The left-wing bloc led by President Alberto Fernández was losing in six of eight Senate races with at least 97 percent of votes counted in each province, signalling that the government will drop below the 37 senators needed to call a quorum and move legislation forward. It’d be the first time since 1983 that Peronism, the movement founded by Juan Perón in the 1940s, won’t have control of the chamber.
Losing the Senate majority would mark a major setback for the government, especially for the powerful Vice-President Cristina Fernández de Kirchner, who presides over the chamber, and will complicate the passage of legislation. On a national level, the opposition Juntos por el Cambio got 42 percent of the electorate compared to 33 percent for the ruling coalition with 98 percent of the votes counted, according to local newspaper La Nación.
“The market is likely to take a net positive view of the election results,” Goldman Sachs Group Inc economist Alberto Ramos wrote in a research note. “A more market-friendly composition of congress could lead to more effective checks and balances and ultimately a policy regime shift in 2023, but there is also the risk of more populist near-term policies.”
In lower house races, opposition candidates won the key race in Buenos Aires Province, the country’s largest and most politically influential district, leading with 40.1 percent of votes versus the ruling coalition’s 38.4 percent. Still, the government improved its performance compared to a September primary vote and was fighting to retain the first majority in the lower house. Opposition candidates won other key congressional races in the City of Buenos Aires by a landslide, as well as in typically Peronist provinces like Santa Cruz and La Pampa.

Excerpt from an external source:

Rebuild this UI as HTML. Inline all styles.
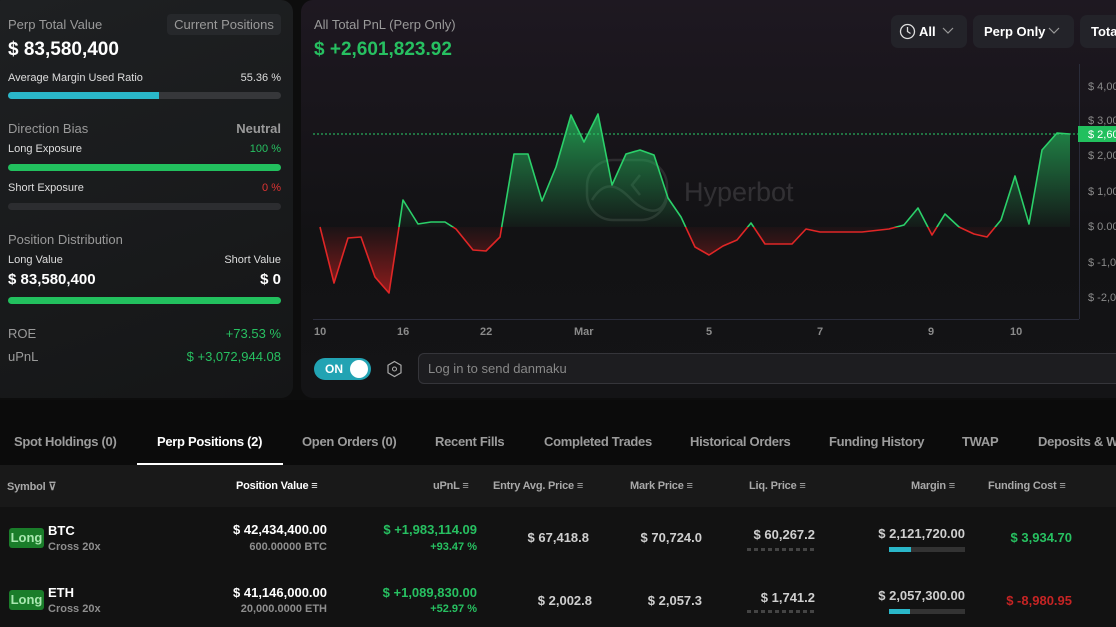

Voters lost confidence with Fernández’s government over its handling of the pandemic and an economy marked by 52 percent annual inflation, 40 percent poverty and jitters over its weakened currency. It also represents a comeback for the opposition bloc of former president Mauricio Macri, who was voted out of power in 2019 amid a historic recession. Turnout was 72 percent, the lowest levels in over three decades.
The government will submit to Congress a bill with a multi-year economic programme in the first week of December, and will seek consensus from the opposition on this “shared agenda,” Fernández said following the results. That bill will seek to include “whatever best understandings we have reached” with the International Monetary Fund, with which the government is negotiating to reschedule over US$40 billion in payments owed.

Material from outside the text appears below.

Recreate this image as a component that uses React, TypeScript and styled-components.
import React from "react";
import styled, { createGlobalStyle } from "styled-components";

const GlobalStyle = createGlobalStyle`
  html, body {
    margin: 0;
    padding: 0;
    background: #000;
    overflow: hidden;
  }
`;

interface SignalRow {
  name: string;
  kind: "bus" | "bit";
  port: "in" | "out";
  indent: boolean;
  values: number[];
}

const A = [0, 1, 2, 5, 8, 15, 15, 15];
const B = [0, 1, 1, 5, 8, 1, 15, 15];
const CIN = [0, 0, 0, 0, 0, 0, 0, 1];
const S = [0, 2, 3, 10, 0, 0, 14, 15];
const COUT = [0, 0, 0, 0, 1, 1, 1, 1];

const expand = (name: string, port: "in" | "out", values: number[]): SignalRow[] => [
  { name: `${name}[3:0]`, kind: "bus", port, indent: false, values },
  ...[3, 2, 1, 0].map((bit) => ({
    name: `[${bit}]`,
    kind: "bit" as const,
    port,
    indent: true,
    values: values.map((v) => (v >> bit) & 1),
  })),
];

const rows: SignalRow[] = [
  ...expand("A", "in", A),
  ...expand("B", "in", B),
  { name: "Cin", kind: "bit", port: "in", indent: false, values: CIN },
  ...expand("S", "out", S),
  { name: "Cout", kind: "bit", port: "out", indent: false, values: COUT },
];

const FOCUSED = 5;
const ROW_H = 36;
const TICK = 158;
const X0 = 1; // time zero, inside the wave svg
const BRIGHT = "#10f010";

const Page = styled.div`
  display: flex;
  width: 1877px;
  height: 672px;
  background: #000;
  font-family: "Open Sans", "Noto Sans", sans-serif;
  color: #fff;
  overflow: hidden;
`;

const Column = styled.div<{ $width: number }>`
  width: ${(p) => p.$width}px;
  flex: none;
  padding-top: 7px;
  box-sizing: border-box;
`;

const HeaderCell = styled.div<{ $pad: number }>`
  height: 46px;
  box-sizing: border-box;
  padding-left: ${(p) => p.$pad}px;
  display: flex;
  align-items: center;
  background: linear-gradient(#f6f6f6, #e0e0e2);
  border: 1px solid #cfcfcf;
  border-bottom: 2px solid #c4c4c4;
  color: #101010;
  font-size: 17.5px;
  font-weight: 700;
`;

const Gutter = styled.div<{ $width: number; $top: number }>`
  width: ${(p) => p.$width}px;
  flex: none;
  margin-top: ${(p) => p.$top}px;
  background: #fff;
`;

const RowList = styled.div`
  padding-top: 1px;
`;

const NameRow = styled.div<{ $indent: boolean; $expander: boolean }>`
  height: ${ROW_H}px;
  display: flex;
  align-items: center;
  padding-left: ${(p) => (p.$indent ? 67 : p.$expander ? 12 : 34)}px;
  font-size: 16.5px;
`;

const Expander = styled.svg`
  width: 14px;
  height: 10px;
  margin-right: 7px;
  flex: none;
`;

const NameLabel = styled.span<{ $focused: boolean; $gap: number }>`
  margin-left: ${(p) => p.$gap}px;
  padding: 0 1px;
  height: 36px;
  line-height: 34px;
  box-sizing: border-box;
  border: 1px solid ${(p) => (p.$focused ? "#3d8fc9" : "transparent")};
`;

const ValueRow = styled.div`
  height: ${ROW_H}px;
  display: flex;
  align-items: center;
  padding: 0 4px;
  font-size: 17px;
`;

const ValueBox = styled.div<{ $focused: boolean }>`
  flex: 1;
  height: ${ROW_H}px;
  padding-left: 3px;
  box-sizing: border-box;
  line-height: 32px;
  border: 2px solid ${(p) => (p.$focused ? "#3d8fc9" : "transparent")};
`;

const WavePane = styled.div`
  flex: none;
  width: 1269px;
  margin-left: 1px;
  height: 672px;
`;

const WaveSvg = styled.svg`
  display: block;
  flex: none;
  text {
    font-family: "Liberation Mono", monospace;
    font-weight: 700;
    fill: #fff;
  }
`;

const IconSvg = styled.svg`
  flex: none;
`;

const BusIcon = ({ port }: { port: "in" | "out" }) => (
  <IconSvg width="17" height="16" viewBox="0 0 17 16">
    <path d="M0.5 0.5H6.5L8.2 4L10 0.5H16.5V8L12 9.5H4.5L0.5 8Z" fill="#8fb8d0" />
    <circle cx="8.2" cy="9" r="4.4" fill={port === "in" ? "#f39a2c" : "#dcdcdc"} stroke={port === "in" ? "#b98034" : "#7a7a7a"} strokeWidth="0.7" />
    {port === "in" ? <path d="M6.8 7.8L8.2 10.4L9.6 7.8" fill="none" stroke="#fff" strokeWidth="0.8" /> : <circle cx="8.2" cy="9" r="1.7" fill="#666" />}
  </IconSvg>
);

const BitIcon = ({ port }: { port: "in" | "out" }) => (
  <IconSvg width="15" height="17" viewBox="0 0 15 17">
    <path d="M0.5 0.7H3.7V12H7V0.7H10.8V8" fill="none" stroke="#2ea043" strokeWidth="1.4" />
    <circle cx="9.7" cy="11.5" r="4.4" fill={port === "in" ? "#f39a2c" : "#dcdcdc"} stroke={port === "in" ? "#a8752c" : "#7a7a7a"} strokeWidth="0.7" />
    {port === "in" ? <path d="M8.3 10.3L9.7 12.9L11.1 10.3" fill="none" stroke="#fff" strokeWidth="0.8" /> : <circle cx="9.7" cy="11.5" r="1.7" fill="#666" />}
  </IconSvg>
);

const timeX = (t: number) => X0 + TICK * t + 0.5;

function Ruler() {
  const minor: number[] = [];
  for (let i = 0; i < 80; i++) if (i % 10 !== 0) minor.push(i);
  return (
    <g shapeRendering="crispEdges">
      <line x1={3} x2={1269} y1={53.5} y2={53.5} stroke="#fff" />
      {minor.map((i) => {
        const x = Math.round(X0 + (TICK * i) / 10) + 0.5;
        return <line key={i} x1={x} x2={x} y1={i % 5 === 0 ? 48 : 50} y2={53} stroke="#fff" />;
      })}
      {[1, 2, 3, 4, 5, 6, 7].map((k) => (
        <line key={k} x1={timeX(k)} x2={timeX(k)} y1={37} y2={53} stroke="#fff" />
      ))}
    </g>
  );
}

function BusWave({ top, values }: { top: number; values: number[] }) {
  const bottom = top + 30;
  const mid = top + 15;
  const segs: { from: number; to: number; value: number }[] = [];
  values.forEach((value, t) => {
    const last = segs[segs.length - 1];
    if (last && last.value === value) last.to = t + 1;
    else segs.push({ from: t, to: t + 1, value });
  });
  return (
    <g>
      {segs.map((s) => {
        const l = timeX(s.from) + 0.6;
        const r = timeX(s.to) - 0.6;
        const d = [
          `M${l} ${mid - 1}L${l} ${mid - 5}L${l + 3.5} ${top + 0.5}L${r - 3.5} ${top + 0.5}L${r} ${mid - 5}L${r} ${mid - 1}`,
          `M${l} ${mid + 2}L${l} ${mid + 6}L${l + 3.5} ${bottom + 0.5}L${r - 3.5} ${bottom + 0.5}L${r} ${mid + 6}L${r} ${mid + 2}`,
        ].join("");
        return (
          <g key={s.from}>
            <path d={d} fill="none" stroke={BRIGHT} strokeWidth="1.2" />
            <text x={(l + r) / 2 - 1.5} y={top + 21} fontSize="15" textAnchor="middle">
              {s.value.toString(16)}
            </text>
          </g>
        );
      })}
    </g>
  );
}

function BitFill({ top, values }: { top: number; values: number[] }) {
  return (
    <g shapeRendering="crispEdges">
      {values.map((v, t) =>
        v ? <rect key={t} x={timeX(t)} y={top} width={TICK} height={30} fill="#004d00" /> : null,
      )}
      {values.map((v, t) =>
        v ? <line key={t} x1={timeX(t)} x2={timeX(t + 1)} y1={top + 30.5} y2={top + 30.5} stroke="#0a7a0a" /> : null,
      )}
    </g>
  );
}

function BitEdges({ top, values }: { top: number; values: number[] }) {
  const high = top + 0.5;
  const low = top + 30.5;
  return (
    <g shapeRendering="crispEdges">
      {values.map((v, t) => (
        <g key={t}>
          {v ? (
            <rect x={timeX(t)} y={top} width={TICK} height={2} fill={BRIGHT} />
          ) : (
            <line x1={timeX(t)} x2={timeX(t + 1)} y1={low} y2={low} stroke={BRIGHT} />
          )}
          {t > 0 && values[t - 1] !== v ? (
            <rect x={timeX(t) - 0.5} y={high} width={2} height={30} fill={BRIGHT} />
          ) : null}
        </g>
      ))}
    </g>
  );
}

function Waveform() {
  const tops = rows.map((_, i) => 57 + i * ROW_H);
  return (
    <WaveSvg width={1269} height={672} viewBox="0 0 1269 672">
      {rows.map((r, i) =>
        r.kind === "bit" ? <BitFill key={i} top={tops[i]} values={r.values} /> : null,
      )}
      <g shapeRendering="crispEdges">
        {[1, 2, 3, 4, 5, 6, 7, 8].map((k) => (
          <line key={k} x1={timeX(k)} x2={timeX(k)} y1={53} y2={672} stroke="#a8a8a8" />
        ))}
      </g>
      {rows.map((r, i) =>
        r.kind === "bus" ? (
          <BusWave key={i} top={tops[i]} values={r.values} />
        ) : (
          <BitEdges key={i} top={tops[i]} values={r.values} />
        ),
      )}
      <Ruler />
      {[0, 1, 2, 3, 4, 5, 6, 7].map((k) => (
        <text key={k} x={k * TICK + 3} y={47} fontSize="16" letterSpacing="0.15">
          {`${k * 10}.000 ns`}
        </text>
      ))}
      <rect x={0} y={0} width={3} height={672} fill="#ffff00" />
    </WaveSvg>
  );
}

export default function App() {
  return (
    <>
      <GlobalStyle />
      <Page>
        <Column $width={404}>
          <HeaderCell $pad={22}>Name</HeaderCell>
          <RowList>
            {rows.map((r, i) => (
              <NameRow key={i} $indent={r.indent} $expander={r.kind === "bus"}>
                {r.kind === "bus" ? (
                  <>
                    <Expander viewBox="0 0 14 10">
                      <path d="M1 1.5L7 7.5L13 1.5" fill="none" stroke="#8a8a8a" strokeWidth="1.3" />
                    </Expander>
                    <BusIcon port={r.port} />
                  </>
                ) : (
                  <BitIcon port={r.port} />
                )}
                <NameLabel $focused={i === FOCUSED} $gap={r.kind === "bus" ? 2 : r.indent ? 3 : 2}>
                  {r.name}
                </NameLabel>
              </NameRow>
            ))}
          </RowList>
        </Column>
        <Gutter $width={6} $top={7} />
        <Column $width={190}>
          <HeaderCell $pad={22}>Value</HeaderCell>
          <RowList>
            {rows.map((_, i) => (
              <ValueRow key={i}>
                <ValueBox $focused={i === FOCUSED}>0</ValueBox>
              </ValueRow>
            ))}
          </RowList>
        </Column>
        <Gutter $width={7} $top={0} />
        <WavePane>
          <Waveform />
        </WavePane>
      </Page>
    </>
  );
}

That debt is “the biggest stumbling block we face as we look to return to economic recovery and a more equitable country,” Fernández said in taped remarks. “I won’t fall for those who speak of the benefits of austerity, a path that’s already been tried and failed.”
Fernández added that he has support from his coalition to pursue this bill. While that is an “encouraging” statement, questions remain on whether the wide-ranging leftist coalition will be able to move past its differences, said Benjamin Gedan, Director of the Argentina Project at the Washington-based Wilson Center.
“His characterisation of the agreement of having the support of his diverse and combative coalition strikes me as wishful thinking but would be delightful if true,” Gedan said. “It’s far fetched to claim that a plan that could meet IMF standards and satisfy the IMF board is fully supported by the Peronist coalition.”
Investors will be keeping an eye out on next statements from Fernández de Kirchner, who herself was president from 2007 to 2015. After the September primary, she published an explosive essay criticising the president over strategy, including what she noted was a lack of spending. It’s unclear what policy or Cabinet changes Fernández de Kirchner may now demand.
“Cristina’s instinctual reaction to any political weakness is more spending, more money printing, so it’s hard to picture an easy dialogue within the coalition to arrive at a consensus for a new program,” Gedan said.